03/27/2025
Tonight, Mayor Catherine Read proclaimed March 31, 2025, as Transgender Day of Visibility in . Rev. Emma Chattin of MCC of Northern Virginia and community members accepted the proclamation.
The mayor also calls upon our community to recognize the inherent value, dignity, and humanity of all who reside in the city and to strive to be an open and inclusive city where transgender people of all ages feel safe and welcome.
The City of Fairfax is committed to recognizing and supporting those in our community who identify as transgender, gender non-binary, gender non-conforming, and gender fluid. Fairfax City is a proud supporter of the Transgender Education Association of Metropolitan Washington (TGEA)
— as well as their monthly meeting location, the Metropolitan Community Church of Northern Virginia Community Center.
Fairfax City values our transgender children, youth, and people who care for them, making it incumbent upon all of us to ensure they are protected, celebrated, and allowed to live their lives authentically, shielding them from harm in our hometown.

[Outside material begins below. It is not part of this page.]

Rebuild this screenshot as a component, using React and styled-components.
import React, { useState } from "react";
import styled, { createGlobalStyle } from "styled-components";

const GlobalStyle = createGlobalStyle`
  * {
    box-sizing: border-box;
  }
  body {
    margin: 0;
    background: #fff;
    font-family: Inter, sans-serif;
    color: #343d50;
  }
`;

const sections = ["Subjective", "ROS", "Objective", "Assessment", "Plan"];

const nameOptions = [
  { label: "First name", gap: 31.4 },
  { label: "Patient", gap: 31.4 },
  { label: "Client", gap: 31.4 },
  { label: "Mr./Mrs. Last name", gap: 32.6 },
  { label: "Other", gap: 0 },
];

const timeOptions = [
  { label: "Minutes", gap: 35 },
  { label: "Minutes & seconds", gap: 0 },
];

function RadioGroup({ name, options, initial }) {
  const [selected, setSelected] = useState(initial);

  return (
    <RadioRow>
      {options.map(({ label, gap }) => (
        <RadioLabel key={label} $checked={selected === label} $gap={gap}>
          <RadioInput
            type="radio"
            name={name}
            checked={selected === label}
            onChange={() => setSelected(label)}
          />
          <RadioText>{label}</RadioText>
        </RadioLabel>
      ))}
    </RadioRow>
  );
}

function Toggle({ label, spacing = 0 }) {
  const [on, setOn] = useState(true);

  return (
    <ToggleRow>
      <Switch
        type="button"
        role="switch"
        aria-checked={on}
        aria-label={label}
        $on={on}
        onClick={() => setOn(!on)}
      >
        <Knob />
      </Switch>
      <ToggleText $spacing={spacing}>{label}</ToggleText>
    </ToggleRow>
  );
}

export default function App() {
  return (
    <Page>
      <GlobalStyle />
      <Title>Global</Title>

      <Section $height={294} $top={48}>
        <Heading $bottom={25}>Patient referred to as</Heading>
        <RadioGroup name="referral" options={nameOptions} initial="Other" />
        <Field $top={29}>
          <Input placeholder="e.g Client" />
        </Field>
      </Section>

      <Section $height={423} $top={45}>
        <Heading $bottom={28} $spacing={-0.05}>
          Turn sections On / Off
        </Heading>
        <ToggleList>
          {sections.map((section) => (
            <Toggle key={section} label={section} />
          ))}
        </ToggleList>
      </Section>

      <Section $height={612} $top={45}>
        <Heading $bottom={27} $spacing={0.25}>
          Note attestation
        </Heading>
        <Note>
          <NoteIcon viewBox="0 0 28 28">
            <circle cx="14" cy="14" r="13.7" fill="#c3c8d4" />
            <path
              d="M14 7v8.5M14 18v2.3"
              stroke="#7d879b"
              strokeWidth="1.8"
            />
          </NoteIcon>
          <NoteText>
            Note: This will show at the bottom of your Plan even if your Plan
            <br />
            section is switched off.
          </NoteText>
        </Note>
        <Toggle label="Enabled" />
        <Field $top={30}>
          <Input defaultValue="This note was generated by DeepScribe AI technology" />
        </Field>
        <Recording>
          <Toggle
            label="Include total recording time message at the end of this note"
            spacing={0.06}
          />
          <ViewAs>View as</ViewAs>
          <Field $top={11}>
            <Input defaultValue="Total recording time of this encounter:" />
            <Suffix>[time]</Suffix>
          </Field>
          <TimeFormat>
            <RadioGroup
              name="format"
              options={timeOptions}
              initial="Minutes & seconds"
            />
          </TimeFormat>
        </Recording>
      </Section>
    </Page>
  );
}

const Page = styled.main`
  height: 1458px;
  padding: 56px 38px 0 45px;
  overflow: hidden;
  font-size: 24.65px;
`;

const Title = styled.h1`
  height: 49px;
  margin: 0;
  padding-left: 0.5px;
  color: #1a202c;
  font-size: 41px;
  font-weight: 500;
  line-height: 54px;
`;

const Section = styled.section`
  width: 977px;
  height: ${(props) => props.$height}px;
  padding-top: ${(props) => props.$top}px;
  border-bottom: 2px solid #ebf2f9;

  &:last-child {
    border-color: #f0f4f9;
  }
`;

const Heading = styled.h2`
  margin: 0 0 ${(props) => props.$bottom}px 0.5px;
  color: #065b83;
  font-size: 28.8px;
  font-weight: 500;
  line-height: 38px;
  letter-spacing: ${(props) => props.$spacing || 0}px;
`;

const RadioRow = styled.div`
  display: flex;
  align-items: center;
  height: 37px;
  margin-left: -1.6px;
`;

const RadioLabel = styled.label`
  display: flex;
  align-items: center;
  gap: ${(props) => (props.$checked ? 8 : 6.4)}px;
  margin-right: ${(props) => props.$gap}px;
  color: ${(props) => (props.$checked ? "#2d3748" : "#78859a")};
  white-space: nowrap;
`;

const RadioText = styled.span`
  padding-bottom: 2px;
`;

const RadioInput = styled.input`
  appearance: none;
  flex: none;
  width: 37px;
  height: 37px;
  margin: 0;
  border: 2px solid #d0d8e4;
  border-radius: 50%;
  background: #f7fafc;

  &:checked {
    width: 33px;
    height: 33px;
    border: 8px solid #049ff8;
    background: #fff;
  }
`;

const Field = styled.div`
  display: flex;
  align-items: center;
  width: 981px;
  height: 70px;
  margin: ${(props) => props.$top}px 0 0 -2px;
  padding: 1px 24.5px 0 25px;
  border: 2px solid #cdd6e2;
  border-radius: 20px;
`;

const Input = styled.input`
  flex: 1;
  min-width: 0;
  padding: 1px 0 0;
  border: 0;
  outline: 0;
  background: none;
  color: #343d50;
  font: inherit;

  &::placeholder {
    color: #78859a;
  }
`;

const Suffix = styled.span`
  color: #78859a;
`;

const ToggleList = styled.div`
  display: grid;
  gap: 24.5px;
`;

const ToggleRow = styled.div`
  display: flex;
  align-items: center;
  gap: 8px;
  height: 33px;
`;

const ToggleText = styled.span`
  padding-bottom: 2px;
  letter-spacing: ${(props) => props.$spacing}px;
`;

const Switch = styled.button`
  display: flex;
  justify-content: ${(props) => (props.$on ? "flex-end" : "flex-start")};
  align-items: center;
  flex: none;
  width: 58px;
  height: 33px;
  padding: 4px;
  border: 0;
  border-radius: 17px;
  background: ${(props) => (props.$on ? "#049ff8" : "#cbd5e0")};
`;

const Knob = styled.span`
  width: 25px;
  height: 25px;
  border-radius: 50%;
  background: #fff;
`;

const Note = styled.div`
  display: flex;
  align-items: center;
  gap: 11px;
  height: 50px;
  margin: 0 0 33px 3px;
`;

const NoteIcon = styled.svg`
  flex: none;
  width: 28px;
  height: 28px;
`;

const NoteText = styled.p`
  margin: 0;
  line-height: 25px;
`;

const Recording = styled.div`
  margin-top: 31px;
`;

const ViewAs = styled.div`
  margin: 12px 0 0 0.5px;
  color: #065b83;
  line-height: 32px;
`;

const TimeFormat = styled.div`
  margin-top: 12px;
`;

Access to resources in healthcare, education, housing, transportation, and employment is essential to the well-being of the transgender community, along with the commitment of law enforcement professionals to ensure we have safe public spaces free of harassment and discrimination.

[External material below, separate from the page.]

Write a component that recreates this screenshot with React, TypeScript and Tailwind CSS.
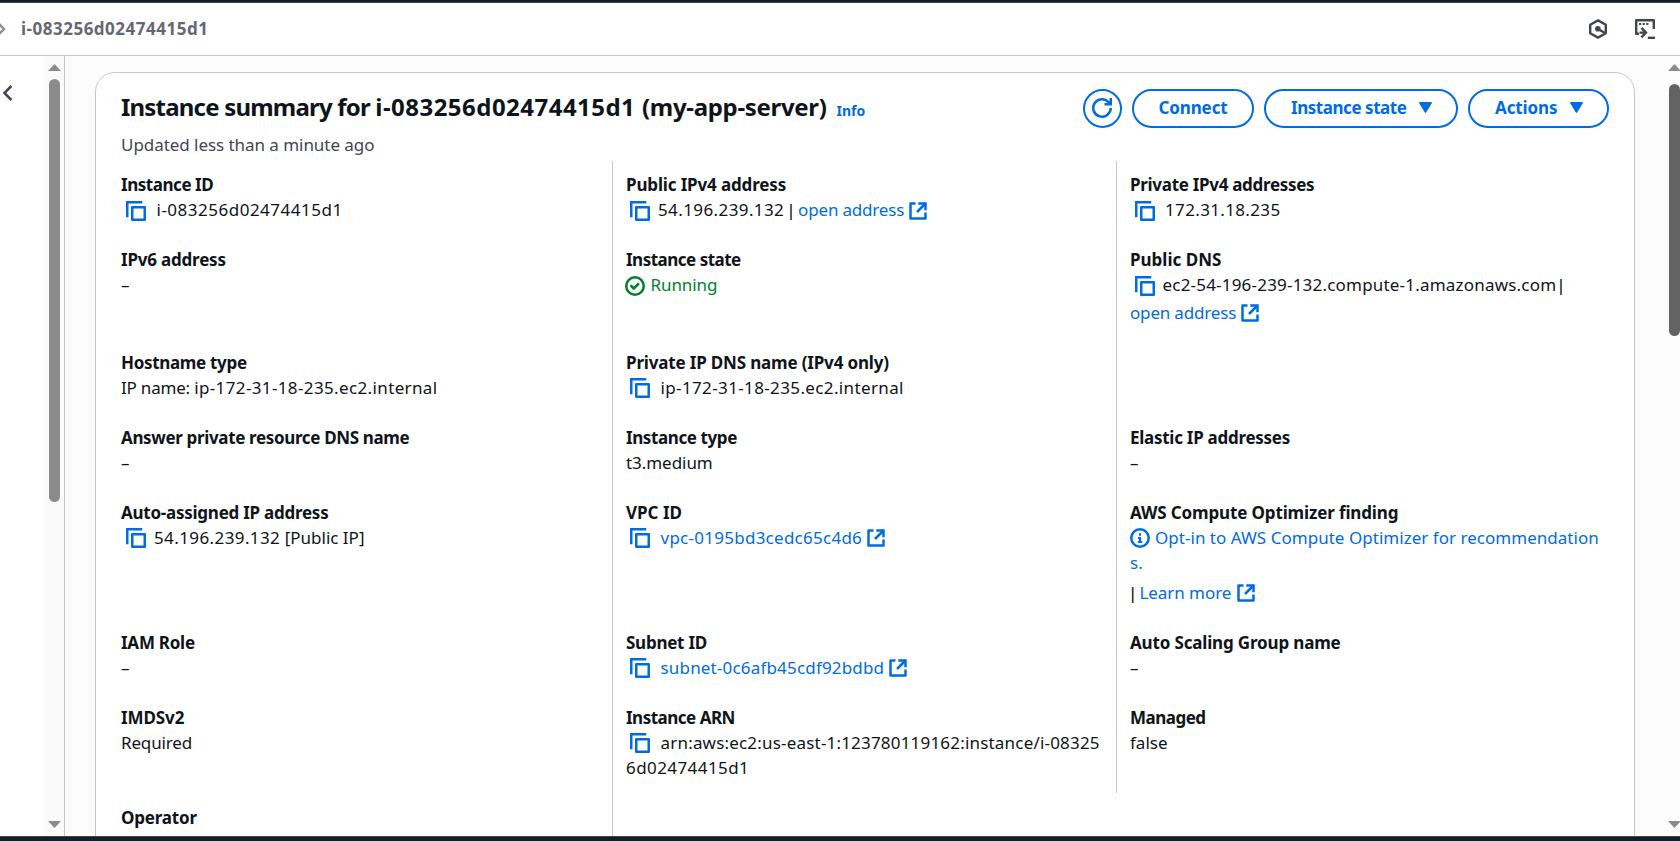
import type { ReactNode } from "react";

function CopyIcon({ className = "" }: { className?: string }) {
  return (
    <svg viewBox="0 0 16 16" fill="none" stroke="#006ce0" strokeWidth="2" strokeLinejoin="round" className={`h-5 w-5 shrink-0 ${className}`}>
      <path d="M15 5H5v10h10V5Z" />
      <path d="M13 1H1v12" strokeLinejoin="miter" />
    </svg>
  );
}

function ExternalIcon({ className = "" }: { className?: string }) {
  return (
    <svg viewBox="0 0 16 16" fill="none" stroke="#006ce0" strokeWidth="2" className={`ml-[3.5px] h-5 w-5 shrink-0 ${className}`}>
      <path d="M6 2H2v12h12V9.2" strokeLinejoin="round" />
      <path d="M8.2 2H14v5.4" />
      <path d="M14 2 7.2 8.8" />
    </svg>
  );
}

function RefreshIcon() {
  return (
    <svg viewBox="0 0 16 16" fill="none" stroke="#006ce0" strokeWidth="2" className="mr-px mb-0.5 h-5 w-5">
      <path d="M15 8a7 7 0 1 1-1.7-4.6L15 5" strokeLinejoin="round" />
      <path d="M10 5h5V0" />
    </svg>
  );
}

function CheckCircle() {
  return (
    <svg viewBox="0 0 16 16" fill="none" stroke="#00802f" strokeWidth="2" className="mt-1 h-5 w-5 shrink-0">
      <circle cx="8" cy="8" r="7" />
      <path d="m5 8 2 2 3.6-3.6" strokeLinecap="round" strokeLinejoin="round" />
    </svg>
  );
}

function InfoCircle() {
  return (
    <svg viewBox="0 0 16 16" fill="none" stroke="#006ce0" strokeWidth="2" className="mt-[3px] h-5 w-5 shrink-0">
      <circle cx="8" cy="8" r="7" />
      <path d="M8 11V8H6.4M6.2 11.2h3.6M8 6.2v-2" strokeWidth="1.6" />
    </svg>
  );
}

function HexIcon() {
  return (
    <svg viewBox="0 0 20 20" fill="none" stroke="#424650" strokeWidth="2.4" className="h-5 w-5">
      <path d="m10 1.4 7.8 4.4v8.4L10 18.6l-7.8-4.4V5.8Z" strokeLinejoin="round" />
      <circle cx="9.8" cy="9.8" r="2.8" fill="#424650" stroke="none" />
      <path d="m10 10 7 4" />
    </svg>
  );
}

function ShellIcon() {
  return (
    <svg viewBox="0 0 20 20" fill="none" stroke="#424650" strokeWidth="2.4" className="h-5 w-5">
      <path d="M4 14.8H1.2V1.2h17.6V10" strokeLinejoin="round" />
      <path d="M4 5h2.2M7.6 5h2.2M11.2 5h2.2" strokeWidth="2" />
      <path d="M4.5 13.6h6.2M6.4 8.8l4.6 4.8-4.6 4.8" />
      <path d="M12.8 18.8H20" />
    </svg>
  );
}

function Triangle() {
  return (
    <svg viewBox="0 0 13 11" className="h-[11px] w-[13px] shrink-0">
      <path d="M.8.8h11.4L6.5 10.2Z" fill="#006ce0" stroke="#006ce0" strokeWidth="1.4" strokeLinejoin="round" />
    </svg>
  );
}

function ScrollArrow({ down = false }: { down?: boolean }) {
  return (
    <svg viewBox="0 0 13 7" className="h-[7px] w-[13px] shrink-0">
      <path d={down ? "M0 0h13L6.5 7Z" : "M0 7h13L6.5 0Z"} fill="#8b8b8b" />
    </svg>
  );
}

function Cell({
  label,
  tracking = "",
  divided = false,
  children,
}: {
  label?: string;
  tracking?: string;
  divided?: boolean;
  children?: ReactNode;
}) {
  return (
    <div className={`pt-[11px] ${divided ? "border-l border-[#c6c6cd] pl-[13px]" : ""}`}>
      {label && <div className={`font-bold ${tracking}`}>{label}</div>}
      {children}
    </div>
  );
}

function Line({ children, className = "" }: { children: ReactNode; className?: string }) {
  return <div className={`flex h-[25px] items-start ${className}`}>{children}</div>;
}

const button = "flex h-[39px] items-center rounded-full border-2 border-[#006ce0] pb-0.5 font-bold text-[#006ce0]";

export default function App() {
  return (
    <div className="flex h-[841px] w-[1680px] flex-col overflow-hidden bg-white font-['Noto_Sans',sans-serif] text-[17px] leading-[25px] whitespace-nowrap text-[#0f141a]">
      <div className="h-[3px] shrink-0 border-b border-[#424650] bg-[#161d26]" />
      <header className="flex h-[53px] shrink-0 items-center justify-between border-b border-[#c6c6cd] pr-[25px]">
        <div className="flex items-center">
          <svg viewBox="0 0 6 12" fill="none" stroke="#8c8c94" strokeWidth="2.4" className="h-3 w-1.5">
            <path d="M-1 1 4 6l-5 5" />
          </svg>
          <span className="ml-[15px] pb-px font-bold tracking-[0.5px] text-[#656871]">i-083256d02474415d1</span>
        </div>
        <div className="flex items-center gap-[27px]">
          <HexIcon />
          <ShellIcon />
        </div>
      </header>

      <div className="flex min-h-0 flex-1">
        <aside className="flex w-[65px] shrink-0 border-r border-[#c6c6cd]">
          <div className="w-[45px] pt-[29px] pl-[2px]">
            <svg viewBox="0 0 10 16" fill="none" stroke="#424650" strokeWidth="2.5" className="h-4 w-2.5">
              <path d="M9.4 1 2.4 8l7 7" />
            </svg>
          </div>
          <div className="flex w-[19px] flex-col items-center justify-between bg-[#fafafa] py-2">
            <div className="flex flex-col items-center gap-2">
              <ScrollArrow />
              <div className="h-[423px] w-[11px] rounded-full bg-[#8b8b8b]" />
            </div>
            <ScrollArrow down />
          </div>
        </aside>

        <main className="flex min-w-0 flex-1 justify-between overflow-hidden bg-[#fcfcfd] pl-[30px]">
          <section className="mt-4 h-[800px] w-[1540px] shrink-0 rounded-t-[20px] border border-[#c6c6cd] bg-white px-[25px] pt-4">
            <div className="flex h-[39px] items-start justify-between">
              <div className="mt-[3px] flex items-baseline gap-[10px]">
                <h1 className="text-[24px] leading-[30px] font-bold">
                  <span className="tracking-[-0.8px]">Instance summary for </span>
                  <span className="tracking-[0.47px]">i-083256d02474415d1 </span>
                  <span className="tracking-[-0.32px]">(my-app-server)</span>
                </h1>
                <span className="text-[14px] leading-5 font-bold text-[#006ce0]">Info</span>
              </div>
              <div className="flex gap-[10px]">
                <button className="flex h-[39px] w-[39px] items-center justify-center rounded-full border-2 border-[#006ce0]">
                  <RefreshIcon />
                </button>
                <button className={`${button} w-[122px] justify-center tracking-[-0.1px]`}>Connect</button>
                <button className={`${button} w-[194px] justify-between pr-6 pl-[25px] tracking-[-0.45px]`}>
                  Instance state
                  <Triangle />
                </button>
                <button className={`${button} w-[141px] justify-between pr-6 pl-[25px] tracking-[-0.1px]`}>
                  Actions
                  <Triangle />
                </button>
              </div>
            </div>
            <p className="mt-1 tracking-[-0.05px] text-[#424650]">Updated less than a minute ago</p>

            <div className="mt-1 grid grid-cols-[491px_504px_493px] grid-rows-[75px_103px_75px_75px_130px_75px_99px_60px]">
              <Cell label="Instance ID" tracking="tracking-[-0.45px]">
                <Line className="pl-[5px]">
                  <CopyIcon className="mt-1" />
                  <span className="ml-[10.5px] tracking-[0.5px]">i-083256d02474415d1</span>
                </Line>
              </Cell>
              <Cell divided label="Public IPv4 address" tracking="tracking-[-0.15px]">
                <Line className="pl-1">
                  <CopyIcon className="mt-1" />
                  <span className="ml-2 tracking-[0.4px]">54.196.239.132</span>
                  <span className="ml-0.5 font-medium">|</span>
                  <a className="ml-[2.5px] tracking-[-0.18px] text-[#006ce0]">open address</a>
                  <ExternalIcon className="mt-1" />
                </Line>
              </Cell>
              <Cell divided label="Private IPv4 addresses" tracking="tracking-[-0.3px]">
                <Line className="pl-[5px]">
                  <CopyIcon className="mt-1" />
                  <span className="ml-[10px] tracking-[0.35px]">172.31.18.235</span>
                </Line>
              </Cell>

              <Cell label="IPv6 address" tracking="tracking-[-0.2px]">–</Cell>
              <Cell divided label="Instance state" tracking="tracking-[-0.5px]">
                <Line className="-ml-px text-[#00802f]">
                  <CheckCircle />
                  <span className="ml-[5.5px] tracking-[-0.1px]">Running</span>
                </Line>
              </Cell>
              <Cell divided label="Public DNS">
                <Line className="pl-[5px]">
                  <CopyIcon className="mt-1" />
                  <span className="ml-[7.5px] tracking-[0.2px]">ec2-54-196-239-132.compute-1.amazonaws.com</span>
                  <span className="font-medium">|</span>
                </Line>
                <Line className="mt-[3px]">
                  <a className="tracking-[-0.18px] text-[#006ce0]">open address</a>
                  <ExternalIcon className="mt-[3px]" />
                </Line>
              </Cell>

              <Cell label="Hostname type" tracking="tracking-[-0.32px]">
                <Line>
                  <span className="tracking-[-0.2px] whitespace-pre">IP name: </span>
                  <span className="tracking-[0.37px]">ip-172-31-18-235.ec2.internal</span>
                </Line>
              </Cell>
              <Cell divided label="Private IP DNS name (IPv4 only)" tracking="tracking-[-0.17px]">
                <Line className="pl-1">
                  <CopyIcon className="mt-[3px]" />
                  <span className="ml-[10.5px] tracking-[0.37px]">ip-172-31-18-235.ec2.internal</span>
                </Line>
              </Cell>
              <Cell divided />

              <Cell label="Answer private resource DNS name" tracking="tracking-[-0.35px]">–</Cell>
              <Cell divided label="Instance type" tracking="tracking-[-0.4px]">
                <div className="tracking-[-0.05px]">t3.medium</div>
              </Cell>
              <Cell divided label="Elastic IP addresses" tracking="tracking-[-0.27px]">–</Cell>

              <Cell label="Auto-assigned IP address" tracking="tracking-[-0.25px]">
                <Line className="pl-[5px]">
                  <CopyIcon className="mt-[3px]" />
                  <span className="ml-2 tracking-[0.4px]">54.196.239.132</span>
                  <span className="whitespace-pre"> [Public IP]</span>
                </Line>
              </Cell>
              <Cell divided label="VPC ID">
                <Line className="pl-1 text-[#006ce0]">
                  <CopyIcon className="mt-[3px]" />
                  <a className="ml-[10.5px] tracking-[0.26px]">vpc-0195bd3cedc65c4d6</a>
                  <ExternalIcon className="mt-[3px]" />
                </Line>
              </Cell>
              <Cell divided label="AWS Compute Optimizer finding" tracking="tracking-[-0.14px]">
                <Line className="text-[#006ce0]">
                  <InfoCircle />
                  <a className="ml-[5px] tracking-[0.03px]">Opt-in to AWS Compute Optimizer for recommendation</a>
                </Line>
                <Line className="text-[#006ce0]">s.</Line>
                <Line className="mt-[5px] -ml-0.5">
                  <span className="font-medium">|</span>
                  <a className="ml-0.5 tracking-[-0.05px] text-[#006ce0]">Learn more</a>
                  <ExternalIcon className="mt-[3px] translate-x-px" />
                </Line>
              </Cell>

              <Cell label="IAM Role" tracking="tracking-[-0.25px]">–</Cell>
              <Cell divided label="Subnet ID" tracking="tracking-[-0.25px]">
                <Line className="pl-1 text-[#006ce0]">
                  <CopyIcon className="mt-[3px]" />
                  <a className="ml-[10.5px] tracking-[0.18px]">subnet-0c6afb45cdf92bdbd</a>
                  <ExternalIcon className="mt-[3px]" />
                </Line>
              </Cell>
              <Cell divided label="Auto Scaling Group name" tracking="tracking-[-0.16px]">–</Cell>

              <Cell label="IMDSv2" tracking="tracking-[-0.1px]">
                <div className="tracking-[-0.15px]">Required</div>
              </Cell>
              <Cell divided label="Instance ARN" tracking="tracking-[-0.5px]">
                <Line className="pl-1">
                  <CopyIcon className="mt-[3px]" />
                  <span className="ml-[10.5px] tracking-[0.19px]">arn:aws:ec2:us-east-1:123780119162:instance/i-08325</span>
                </Line>
                <div className="tracking-[0.42px]">6d02474415d1</div>
              </Cell>
              <Cell divided label="Managed" tracking="tracking-[-0.5px]">
                <div>false</div>
              </Cell>

              <div className="pt-3 font-bold tracking-[-0.2px]">Operator</div>
              <Cell divided />
            </div>
          </section>

          <div className="flex w-3 shrink-0 flex-col justify-between overflow-hidden py-2">
            <div>
              <ScrollArrow />
              <div className="mt-[13px] ml-px h-[252px] w-[11px] rounded-full bg-[#636363]" />
            </div>
            <ScrollArrow down />
          </div>
        </main>
      </div>
      <div className="h-[5px] shrink-0 border-t border-[#424650] bg-[#161d26]" />
    </div>
  );
}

On March 31, 2009, transgender activist Rachel Crandall founded the International Transgender Day of Visibility to celebrate the achievements of transgender and gender non-conforming people and to raise awareness of the discrimination they face.
The passage of the Virginia Values Act of 2020 makes the commonwealth the first U.S. southern state to enact non-discrimination protections for LGBTQ people, the first state in more than a decade to add both sexual orientation and gender identity to an existing non-discrimination law, and the first state since 1993 to add a prohibition on discrimination in public accommodations where none existed before.